Editorial
La violencia imparable
Ayer, al mediodía, en la localidad de Río Bravo, entre Reynosa y Matamoros, Tamaulipas, tuvo lugar un combate entre efectivos militares y presuntos narcotraficantes que dejó un saldo de cuando menos once bajas, entre muertos y heridos. Al parecer, en el enfrentamiento fueron empleadas granadas o bazukas, pero la férrea censura impuesta por el Ejército y las corporaciones policiales ha impedido a los medios dar una información precisa de lo ocurrido. En semanas recientes, en esa misma entidad, fueron asesinados Juan Antonio Guajardo Anzaldúa, ex senador y ex presidente municipal de Río Bravo, junto con cinco de sus escoltas, y el ex director de la policía ministerial Luis Eduardo Rodríguez Masso.
Los hechos referidos no sólo dan cuenta de la resolución y la capacidad de fuego con que operan las organizaciones delictivas desde que las fuerzas armadas fueron lanzadas en combate frontal contra ellas, sino también de la falta de resultados de la estrategia anti estupefacientes aún en curso. Esa política ya había demostrado su improcedencia en sexenios anteriores, con particular crudeza en las postrimerías del gobierno de Vicente Fox: de hecho, el operativo México Seguro se inició en Tamaulipas, con el supuesto propósito de eliminar la presencia del narcotráfico en esa entidad, pero con resultados nulos, como pudo y puede verse. Con todo, al principio de la presente administración la estrategia fue llevada hasta el extremo de militarizar vastas zonas del país, lo que fue visto más como un intento propagandístico de un régimen en busca de legitimidad que como una política verosímil de seguridad pública y de implantación del estado de derecho.

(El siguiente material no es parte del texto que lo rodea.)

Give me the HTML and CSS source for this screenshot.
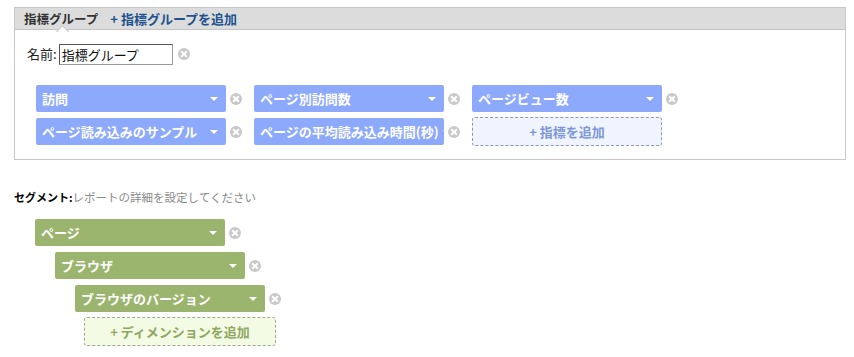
FILE: index.html
```html
<!DOCTYPE html>
<html lang="ja">
<head>
<meta charset="utf-8">
<link rel="stylesheet" href="styles.css">
</head>
<body>
<div class="group">
  <div class="group-head">
    <span class="tab">指標グループ<span class="notch"></span></span>
    <a class="add-group" href="#">+ 指標グループを追加</a>
  </div>
  <div class="group-body">
    <div class="name-row">
      <label class="name-label">名前:</label>
      <input class="name-input" type="text" value="指標グループ">
      <span class="x"></span>
    </div>
    <div class="metrics">
      <div class="cell"><div class="chip blue"><span class="lbl">訪問</span><span class="arrow"></span></div><span class="x"></span></div>
      <div class="cell"><div class="chip blue"><span class="lbl">ページ別訪問数</span><span class="arrow"></span></div><span class="x"></span></div>
      <div class="cell"><div class="chip blue"><span class="lbl">ページビュー数</span><span class="arrow"></span></div><span class="x"></span></div>
      <div class="cell"><div class="chip blue"><span class="lbl">ページ読み込みのサンプル</span><span class="arrow"></span></div><span class="x"></span></div>
      <div class="cell"><div class="chip blue"><span class="lbl">ページの平均読み込み時間(秒)</span><span class="arrow"></span></div><span class="x"></span></div>
      <div class="cell"><div class="add blue-add">+ 指標を追加</div></div>
    </div>
  </div>
</div>

<div class="segment">
  <div class="seg-title"><b>セグメント:</b><span class="hint">レポートの詳細を設定してください</span></div>
  <div class="seg-list">
    <div class="seg-row lvl0"><div class="chip green"><span class="lbl">ページ</span><span class="arrow"></span></div><span class="x"></span></div>
    <div class="seg-row lvl1"><div class="chip green"><span class="lbl">ブラウザ</span><span class="arrow"></span></div><span class="x"></span></div>
    <div class="seg-row lvl2"><div class="chip green"><span class="lbl">ブラウザのバージョン</span><span class="arrow"></span></div><span class="x"></span></div>
    <div class="seg-row lvl3"><div class="add green-add">+ ディメンションを追加</div></div>
  </div>
</div>
</body>
</html>
```
FILE: styles.css
```css
* { box-sizing: border-box; }
body {
  margin: 0;
  background: #fff;
  font-family: "Noto Sans CJK JP", "Liberation Sans", sans-serif;
  font-size: 12px;
  color: #222;
}
.group {
  margin: 7px 0 0 14px;
  width: 832px;
  height: 153px;
  border: 1px solid #c8c8c8;
}
.group-head {
  height: 22px;
  background: #dcdcdc;
  border-bottom: 1px solid #c4c4c4;
  display: flex;
  align-items: center;
  padding-left: 9px;
  font-size: 12.5px;
  font-weight: bold;
  line-height: 16px;
}
.tab { position: relative; color: #333; }
.notch {
  position: absolute;
  left: 34px;
  top: 16px;
  width: 9px;
  height: 9px;
  background: #fff;
  border-left: 1px solid #c4c4c4;
  border-top: 1px solid #c4c4c4;
  transform: rotate(45deg);
}
.add-group {
  margin-left: 12px;
  color: #20528e;
  text-decoration: none;
  font-size: 13px;
}
.group-body { padding: 13px 0 0 12px; }
.name-row {
  display: flex;
  align-items: center;
  height: 22px;
}
.name-label { font-size: 13px; line-height: 16px; margin-right: 2px; }
.name-input {
  width: 114px;
  height: 21px;
  padding: 0 2px;
  font-family: "Noto Sans CJK JP", sans-serif;
  font-size: 13px;
  color: #111;
  border: 1px solid #999;
  border-top-color: #555;
  border-left-color: #555;
  outline: none;
}
.x {
  position: relative;
  flex: none;
  width: 12px;
  height: 12px;
  border-radius: 50%;
  background: #c9c9c9;
  margin-left: 4px;
}
.name-row .x { margin-left: 5px; }
.x::before, .x::after {
  content: "";
  position: absolute;
  left: 2px;
  top: 5px;
  width: 8px;
  height: 2px;
  background: #fff;
  transform: rotate(45deg);
}
.x::after { transform: rotate(-45deg); }
.metrics {
  margin: 20px 0 0 9px;
  display: grid;
  grid-template-columns: repeat(3, 218px);
  row-gap: 6px;
}
.cell { display: flex; align-items: center; }
.chip {
  flex: none;
  width: 190px;
  height: 27px;
  border-radius: 2px;
  display: flex;
  align-items: center;
  justify-content: space-between;
  padding: 0 8px 0 6px;
  overflow: hidden;
  color: #fff;
  font-weight: bold;
  font-size: 13px;
  line-height: 16px;
  white-space: nowrap;
}
.blue { background: #8da9fb; }
.green { background: #9cb56e; }
.lbl { flex: none; }
.arrow {
  flex: none;
  margin-left: 4px;
  width: 0;
  height: 0;
  border-left: 4px solid transparent;
  border-right: 4px solid transparent;
  border-top: 4px solid #fff;
}
.add {
  width: 190px;
  height: 29px;
  border-radius: 3px;
  display: flex;
  align-items: center;
  justify-content: center;
  font-weight: bold;
  font-size: 13px;
  line-height: 16px;
}
.blue-add {
  margin-top: -1px;
  margin-bottom: -1px;
  background: #eff4fe;
  border: 1px dashed #8d96c0;
  color: #7e97d6;
}
.green-add {
  width: 192px;
  background: #f4fbe4;
  border: 1px dashed #a1a891;
  color: #8ea763;
}
.segment { margin: 29px 0 0 14px; }
.seg-title { line-height: 16px; }
.seg-title b { color: #000; font-size: 11px; }
.hint { color: #8a8a8a; font-size: 11.5px; }
.seg-list {
  margin-top: 14px;
  display: flex;
  flex-direction: column;
  gap: 6px;
}
.seg-row { display: flex; align-items: center; }
.lvl0 { padding-left: 21px; }
.lvl1 { padding-left: 41px; }
.lvl2 { padding-left: 61px; }
.lvl3 { padding-left: 70px; margin-top: -1px; }
```
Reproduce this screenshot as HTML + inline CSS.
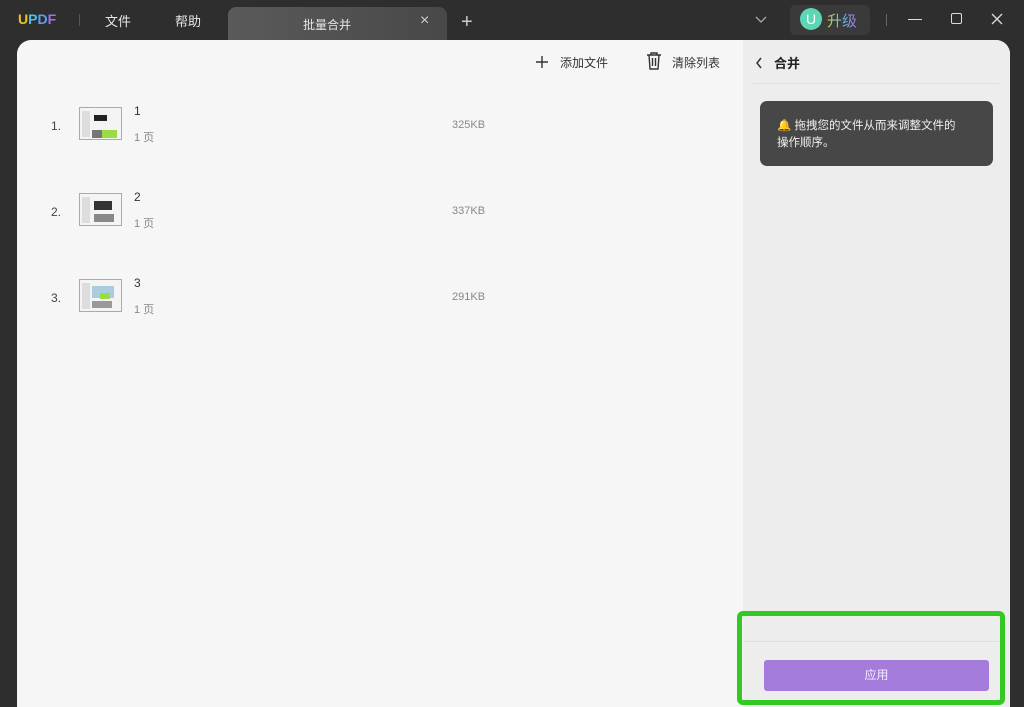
<!DOCTYPE html><html><head><meta charset="utf-8"><style>
*{margin:0;padding:0;box-sizing:border-box}
body{width:1024px;height:707px;background:#2e2e2e;font-family:"Liberation Sans","Noto Sans CJK SC",sans-serif;position:relative;overflow:hidden;font-size:12px}
.a{position:absolute}
.tb{color:#e6e6e6;font-size:13px}
.main{left:17px;top:40px;width:993px;height:667px;background:#f6f6f6;border-radius:14px 14px 0 0;overflow:hidden}
.right{left:726px;top:0;width:267px;height:667px;background:#ededed}
.num{color:#444;font-size:12px}
.th{width:43px;height:33px;background:#f4f4f4;border:1px solid #aaa}
.sz{color:#888;font-size:11px}
</style></head><body>
<div class="a" style="left:18px;top:11px;font-weight:bold;font-size:14px;letter-spacing:0px"><span style="color:#f0c020">U</span><span style="color:#4cc0e8">P</span><span style="color:#5a9ff0">D</span><span style="color:#a070e8">F</span></div>
<div class="a" style="left:79px;top:14px;width:1px;height:12px;background:#555"></div>
<div class="a tb" style="left:105px;top:11px">文件</div>
<div class="a tb" style="left:175px;top:11px">帮助</div>
<div class="a" style="left:228px;top:7px;width:219px;height:33px;background:linear-gradient(90deg,#5a5a5a,#484848);border-radius:8px 8px 0 0"></div>
<div class="a tb" style="left:303px;top:16px;font-size:12px">批量合并</div>
<div class="a" style="left:420px;top:12px;color:#ccc;font-size:16px">×</div>
<div class="a" style="left:461px;top:11px;color:#ccc;font-size:20px;line-height:22px">+</div>
<svg class="a" style="left:754px;top:15px" width="14" height="10"><path d="M2 2l5 5 5-5" stroke="#aaa" fill="none" stroke-width="1.3"/></svg>
<div class="a" style="left:790px;top:5px;width:80px;height:30px;background:#3a3a3a;border-radius:5px"></div>
<div class="a" style="left:800px;top:8px;width:22px;height:22px;border-radius:50%;background:#5dd6b8;color:#fff;text-align:center;line-height:22px;font-size:14px">U</div>
<div class="a" style="left:827px;top:10px;font-size:15px;background:linear-gradient(90deg,#d8d040,#60c0e0,#a070e8);-webkit-background-clip:text;color:transparent">升级</div>
<div class="a" style="left:886px;top:14px;width:1px;height:12px;background:#666"></div>
<div class="a" style="left:908px;top:19px;width:14px;height:1px;background:#ddd"></div>
<div class="a" style="left:951px;top:13px;width:11px;height:11px;border:1.3px solid #ddd;border-radius:2px"></div>
<svg class="a" style="left:991px;top:13px" width="12" height="12"><path d="M1 1l10 10M11 1L1 11" stroke="#ddd" stroke-width="1.3"/></svg>
<div class="a main">
<div class="a right"></div>
<svg class="a" style="left:518px;top:15px" width="14" height="14"><path d="M7 1v12M1 7h12" stroke="#333" stroke-width="1.4"/></svg>
<div class="a" style="left:543px;top:14px;color:#333;font-size:12px">添加文件</div>
<svg class="a" style="left:629px;top:12px" width="16" height="18"><path d="M1 3h14M5 3V1h6v2M3 3l1 14h8l1-14M6.5 6v8M9.5 6v8" stroke="#333" fill="none" stroke-width="1.4"/></svg>
<div class="a" style="left:655px;top:14px;color:#333;font-size:12px">清除列表</div>
<svg class="a" style="left:738px;top:17px" width="8" height="12"><path d="M6 1L2 6l4 5" stroke="#333" fill="none" stroke-width="1.5"/></svg>
<div class="a" style="left:757px;top:13px;color:#222;font-size:13px;font-weight:bold">合并</div>
<div class="a" style="left:736px;top:43px;width:246px;height:1px;background:#e0e0e0"></div>
<div class="a" style="left:743px;top:61px;width:233px;height:65px;background:#474747;border-radius:7px;color:#f0f0f0;font-size:11.5px;line-height:17px;padding:17px 0 0 17px;white-space:nowrap">🔔 拖拽您的文件从而来调整文件的<br>操作顺序。</div>
<div class="a" style="left:726px;top:601px;width:256px;height:1px;background:#ddd"></div>
<div class="a" style="left:747px;top:620px;width:225px;height:31px;background:#a57bdc;border-radius:3px;color:#f3eaff;text-align:center;line-height:31px;font-size:12px">应用</div>
</div>
<div class="a" style="left:737px;top:611px;width:268px;height:94px;border:5px solid #33c922;border-radius:6px"></div>
<div class="a num" style="left:51px;top:119px">1.</div><div class="a th" style="left:79px;top:107px"><div class="a" style="left:2px;top:3px;width:8px;height:26px;background:#ddd"></div><div class="a" style="left:14px;top:7px;width:13px;height:6px;background:#222"></div><div class="a" style="left:12px;top:22px;width:10px;height:8px;background:#777"></div><div class="a" style="left:22px;top:22px;width:15px;height:8px;background:#9d4"></div></div>
<div class="a" style="left:134px;top:104px;color:#333;font-size:12px">1</div><div class="a sz" style="left:134px;top:129px">1 页</div><div class="a sz" style="left:452px;top:119px">325KB</div>
<div class="a num" style="left:51px;top:205px">2.</div><div class="a th" style="left:79px;top:193px"><div class="a" style="left:2px;top:3px;width:8px;height:26px;background:#ddd"></div><div class="a" style="left:14px;top:7px;width:18px;height:9px;background:#333"></div><div class="a" style="left:14px;top:20px;width:20px;height:8px;background:#888"></div></div>
<div class="a" style="left:134px;top:190px;color:#333;font-size:12px">2</div><div class="a sz" style="left:134px;top:215px">1 页</div><div class="a sz" style="left:452px;top:205px">337KB</div>
<div class="a num" style="left:51px;top:291px">3.</div><div class="a th" style="left:79px;top:279px"><div class="a" style="left:2px;top:3px;width:8px;height:26px;background:#ddd"></div><div class="a" style="left:12px;top:6px;width:22px;height:12px;background:#acd"></div><div class="a" style="left:20px;top:13px;width:10px;height:6px;background:#9d4"></div><div class="a" style="left:12px;top:21px;width:20px;height:7px;background:#999"></div></div>
<div class="a" style="left:134px;top:276px;color:#333;font-size:12px">3</div><div class="a sz" style="left:134px;top:301px">1 页</div><div class="a sz" style="left:452px;top:291px">291KB</div>
</body></html>
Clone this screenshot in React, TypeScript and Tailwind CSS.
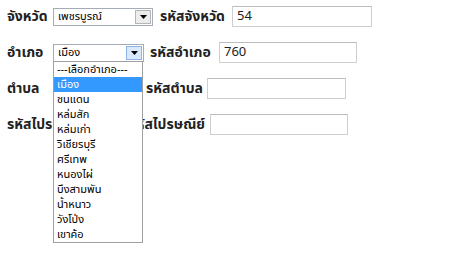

Tarde o temprano los gobiernos tendrán que reconocer que, en los hechos, la intensa persecución militar y policial de los narcotraficantes agrega valor a su mercancía, toda vez que los elevados precios de ésta no se originan en costos reales de producción, sino en las dificultades para transportarla en el contexto de la prohibición oficial y del acoso de las corporaciones de seguridad. Mientras, las instituciones públicas encargadas de combatir a las mafias de la droga siguen experimentando una descomposición acelerada, por la simple razón de que no parece haber nada ni nadie que, con sus elevadísimas ganancias, los narcotraficantes no sean capaces de comprar o sobornar, ni artefacto bélico del que no puedan dotar a sus sicarios.
Han pasado tres décadas desde que el gobierno mexicano implantó la Operación Cóndor para enfrentar a los cárteles y de entonces a la fecha, en cada relevo presidencial el discurso oficial ratifica la lógica misma fallida para acabar con el negocio ilícito de las drogas y con la violencia derivada de éste. Sin embargo, y a pesar de los anuncios espectaculares de capturas de capos, decomisos de cargamentos y destrucción de plantíos, la violencia ha ido en aumento y no ha dejado de incrementarse año con año el poder de fuego y la capacidad corruptora del narco. En los términos en los que está planteado, el combate a las drogas no puede ser ganado, y el empecinamiento oficial en seguir los dictados de Washington en la materia se traducirá en más destrucción humana y material y en mayor descomposición institucional. En éste, como en otros terrenos, es urgente un viraje gubernamental porque, lejos de lo que se afirma de manera regular, el Estado ha venido perdiendo esta guerra.